Show every line in the records below that contains the word "this".

* BEGIN ENTRIES *

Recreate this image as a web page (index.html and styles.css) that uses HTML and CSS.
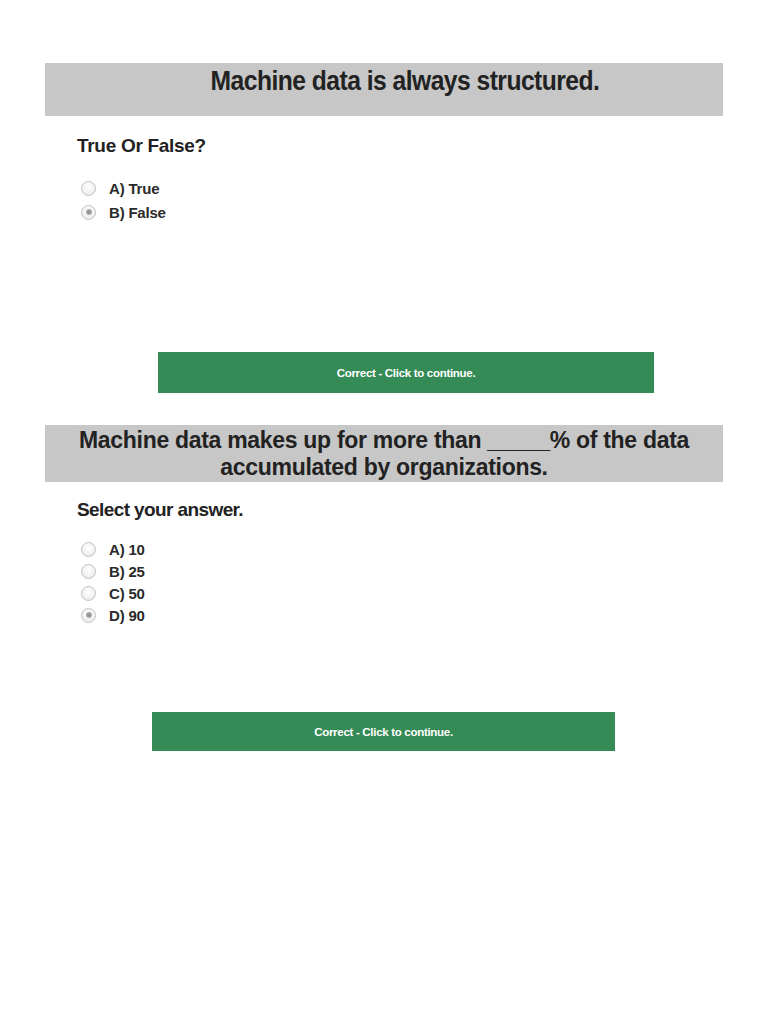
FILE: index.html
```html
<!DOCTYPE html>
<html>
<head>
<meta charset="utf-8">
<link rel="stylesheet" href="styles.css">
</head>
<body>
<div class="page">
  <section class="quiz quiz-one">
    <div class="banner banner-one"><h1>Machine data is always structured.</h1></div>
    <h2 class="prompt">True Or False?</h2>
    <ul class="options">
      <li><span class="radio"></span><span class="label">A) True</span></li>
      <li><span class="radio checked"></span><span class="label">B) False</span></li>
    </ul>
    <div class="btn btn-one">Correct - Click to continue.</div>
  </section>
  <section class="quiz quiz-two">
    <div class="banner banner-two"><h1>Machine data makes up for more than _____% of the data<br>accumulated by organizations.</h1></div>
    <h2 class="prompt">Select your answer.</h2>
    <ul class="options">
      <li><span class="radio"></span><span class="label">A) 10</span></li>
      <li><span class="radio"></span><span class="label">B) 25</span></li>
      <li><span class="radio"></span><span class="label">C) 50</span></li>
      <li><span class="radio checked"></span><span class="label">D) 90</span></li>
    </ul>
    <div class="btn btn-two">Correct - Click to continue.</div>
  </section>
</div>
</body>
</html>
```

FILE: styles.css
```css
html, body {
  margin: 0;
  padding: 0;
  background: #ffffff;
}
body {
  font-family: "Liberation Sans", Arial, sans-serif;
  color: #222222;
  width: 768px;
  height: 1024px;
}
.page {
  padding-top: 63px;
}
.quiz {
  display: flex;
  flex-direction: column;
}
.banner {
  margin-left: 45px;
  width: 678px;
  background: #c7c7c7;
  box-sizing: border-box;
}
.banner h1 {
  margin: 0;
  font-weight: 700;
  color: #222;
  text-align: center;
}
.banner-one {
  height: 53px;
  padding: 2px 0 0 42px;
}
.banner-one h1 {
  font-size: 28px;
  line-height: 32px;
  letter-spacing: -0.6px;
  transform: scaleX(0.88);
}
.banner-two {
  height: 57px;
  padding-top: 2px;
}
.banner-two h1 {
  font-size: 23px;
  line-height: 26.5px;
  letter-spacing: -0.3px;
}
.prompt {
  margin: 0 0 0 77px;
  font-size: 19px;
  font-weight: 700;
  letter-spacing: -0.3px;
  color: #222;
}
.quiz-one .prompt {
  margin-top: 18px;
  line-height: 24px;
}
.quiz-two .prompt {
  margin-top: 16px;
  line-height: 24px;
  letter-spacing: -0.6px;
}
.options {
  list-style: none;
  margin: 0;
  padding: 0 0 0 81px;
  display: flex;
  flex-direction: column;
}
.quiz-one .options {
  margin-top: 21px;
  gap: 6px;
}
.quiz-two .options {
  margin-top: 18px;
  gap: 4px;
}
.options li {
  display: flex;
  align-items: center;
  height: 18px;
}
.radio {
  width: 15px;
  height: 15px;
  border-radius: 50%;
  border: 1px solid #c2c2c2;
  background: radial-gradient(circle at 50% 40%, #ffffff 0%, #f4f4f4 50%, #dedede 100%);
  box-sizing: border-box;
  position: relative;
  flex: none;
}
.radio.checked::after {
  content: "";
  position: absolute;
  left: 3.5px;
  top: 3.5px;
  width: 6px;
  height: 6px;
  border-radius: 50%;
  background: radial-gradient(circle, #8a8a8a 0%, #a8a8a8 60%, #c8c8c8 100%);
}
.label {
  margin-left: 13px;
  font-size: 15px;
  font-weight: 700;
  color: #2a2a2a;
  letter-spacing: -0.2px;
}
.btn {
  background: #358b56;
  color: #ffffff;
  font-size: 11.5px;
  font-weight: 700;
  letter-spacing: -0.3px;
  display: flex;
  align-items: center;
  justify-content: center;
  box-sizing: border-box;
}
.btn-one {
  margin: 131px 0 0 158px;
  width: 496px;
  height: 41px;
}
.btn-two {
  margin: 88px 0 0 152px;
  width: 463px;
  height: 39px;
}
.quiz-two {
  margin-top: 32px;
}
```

* END ENTRIES *
* BEGIN ENTRIES *

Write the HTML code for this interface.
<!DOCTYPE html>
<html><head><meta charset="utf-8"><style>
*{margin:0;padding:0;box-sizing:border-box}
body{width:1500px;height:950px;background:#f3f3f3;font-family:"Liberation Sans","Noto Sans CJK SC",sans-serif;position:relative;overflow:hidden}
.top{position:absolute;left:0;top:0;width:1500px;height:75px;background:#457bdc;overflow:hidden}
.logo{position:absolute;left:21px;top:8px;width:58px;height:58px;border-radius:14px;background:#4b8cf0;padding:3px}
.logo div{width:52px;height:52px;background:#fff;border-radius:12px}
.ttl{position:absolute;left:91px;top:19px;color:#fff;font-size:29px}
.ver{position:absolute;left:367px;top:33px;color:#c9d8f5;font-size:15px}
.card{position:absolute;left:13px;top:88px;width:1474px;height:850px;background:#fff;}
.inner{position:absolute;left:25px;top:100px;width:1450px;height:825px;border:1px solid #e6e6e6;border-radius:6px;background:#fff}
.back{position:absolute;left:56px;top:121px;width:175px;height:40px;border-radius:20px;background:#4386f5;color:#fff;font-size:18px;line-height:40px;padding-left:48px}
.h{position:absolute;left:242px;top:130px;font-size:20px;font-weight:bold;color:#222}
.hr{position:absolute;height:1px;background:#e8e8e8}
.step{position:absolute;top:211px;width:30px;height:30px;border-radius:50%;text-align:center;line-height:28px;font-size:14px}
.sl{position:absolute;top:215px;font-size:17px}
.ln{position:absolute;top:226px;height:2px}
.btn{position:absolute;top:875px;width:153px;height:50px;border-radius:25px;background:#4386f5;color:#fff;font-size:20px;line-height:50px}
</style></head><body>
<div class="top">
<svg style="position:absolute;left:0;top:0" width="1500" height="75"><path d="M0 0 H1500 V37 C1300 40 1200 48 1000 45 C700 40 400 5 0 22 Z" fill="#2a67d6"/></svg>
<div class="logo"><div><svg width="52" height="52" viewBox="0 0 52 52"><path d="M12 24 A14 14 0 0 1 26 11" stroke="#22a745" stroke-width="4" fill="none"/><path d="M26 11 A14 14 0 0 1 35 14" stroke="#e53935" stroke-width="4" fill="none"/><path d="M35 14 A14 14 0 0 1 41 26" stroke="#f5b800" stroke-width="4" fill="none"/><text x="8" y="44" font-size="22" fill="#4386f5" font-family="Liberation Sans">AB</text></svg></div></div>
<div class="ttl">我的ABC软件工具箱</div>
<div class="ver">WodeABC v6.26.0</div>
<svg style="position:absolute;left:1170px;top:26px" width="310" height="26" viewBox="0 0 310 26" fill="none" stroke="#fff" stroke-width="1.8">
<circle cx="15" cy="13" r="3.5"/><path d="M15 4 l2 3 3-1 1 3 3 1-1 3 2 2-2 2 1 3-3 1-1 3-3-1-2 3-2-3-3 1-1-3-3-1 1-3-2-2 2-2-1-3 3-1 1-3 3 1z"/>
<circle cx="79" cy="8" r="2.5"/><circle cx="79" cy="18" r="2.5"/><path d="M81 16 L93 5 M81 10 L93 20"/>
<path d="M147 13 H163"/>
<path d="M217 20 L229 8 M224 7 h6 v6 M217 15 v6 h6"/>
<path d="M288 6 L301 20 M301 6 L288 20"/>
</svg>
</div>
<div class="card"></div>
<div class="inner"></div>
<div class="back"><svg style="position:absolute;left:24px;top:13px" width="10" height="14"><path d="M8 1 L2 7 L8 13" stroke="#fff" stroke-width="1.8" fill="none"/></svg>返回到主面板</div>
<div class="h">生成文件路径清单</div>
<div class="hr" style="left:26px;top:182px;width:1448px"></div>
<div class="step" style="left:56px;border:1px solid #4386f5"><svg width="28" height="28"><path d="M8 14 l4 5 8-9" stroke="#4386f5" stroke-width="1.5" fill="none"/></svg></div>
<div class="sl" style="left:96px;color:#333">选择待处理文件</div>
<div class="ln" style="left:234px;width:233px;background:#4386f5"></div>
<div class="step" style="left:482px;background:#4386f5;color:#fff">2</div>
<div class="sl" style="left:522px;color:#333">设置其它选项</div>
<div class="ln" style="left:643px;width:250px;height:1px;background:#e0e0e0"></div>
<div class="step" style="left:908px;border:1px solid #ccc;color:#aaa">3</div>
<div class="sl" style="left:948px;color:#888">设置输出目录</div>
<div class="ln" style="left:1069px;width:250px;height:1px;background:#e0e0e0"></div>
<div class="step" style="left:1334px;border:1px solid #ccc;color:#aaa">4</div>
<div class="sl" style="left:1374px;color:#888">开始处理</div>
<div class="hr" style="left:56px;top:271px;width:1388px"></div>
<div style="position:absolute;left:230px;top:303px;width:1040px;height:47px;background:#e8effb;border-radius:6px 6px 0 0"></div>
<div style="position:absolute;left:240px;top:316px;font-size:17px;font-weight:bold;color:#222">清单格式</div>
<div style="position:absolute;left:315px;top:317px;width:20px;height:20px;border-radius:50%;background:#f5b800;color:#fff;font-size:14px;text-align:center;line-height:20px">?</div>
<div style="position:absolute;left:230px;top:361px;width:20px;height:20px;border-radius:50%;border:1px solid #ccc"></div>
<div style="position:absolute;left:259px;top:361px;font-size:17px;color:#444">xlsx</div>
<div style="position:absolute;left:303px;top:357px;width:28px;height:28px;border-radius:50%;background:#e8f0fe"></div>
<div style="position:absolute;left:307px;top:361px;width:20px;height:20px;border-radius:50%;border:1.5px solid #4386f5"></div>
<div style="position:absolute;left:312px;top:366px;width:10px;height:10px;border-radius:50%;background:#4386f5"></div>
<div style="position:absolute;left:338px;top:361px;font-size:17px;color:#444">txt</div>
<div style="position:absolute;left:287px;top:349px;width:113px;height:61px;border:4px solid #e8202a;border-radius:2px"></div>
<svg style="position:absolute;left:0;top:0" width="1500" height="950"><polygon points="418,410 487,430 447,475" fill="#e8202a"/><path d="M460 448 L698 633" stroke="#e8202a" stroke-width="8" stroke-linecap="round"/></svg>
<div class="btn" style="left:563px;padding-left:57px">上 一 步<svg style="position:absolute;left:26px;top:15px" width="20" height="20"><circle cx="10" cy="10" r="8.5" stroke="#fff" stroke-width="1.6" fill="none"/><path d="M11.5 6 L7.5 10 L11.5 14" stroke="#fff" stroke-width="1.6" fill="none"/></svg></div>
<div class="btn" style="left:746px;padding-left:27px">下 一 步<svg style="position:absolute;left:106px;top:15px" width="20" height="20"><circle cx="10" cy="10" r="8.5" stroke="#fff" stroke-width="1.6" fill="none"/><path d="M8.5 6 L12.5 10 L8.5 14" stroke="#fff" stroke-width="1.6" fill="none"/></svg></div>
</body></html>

* END ENTRIES *

__SOLUTION TO THE EXERCISE__:
Recreate this image as a web page (index.html and styles.css) that uses HTML and CSS.
Write the HTML code for this interface.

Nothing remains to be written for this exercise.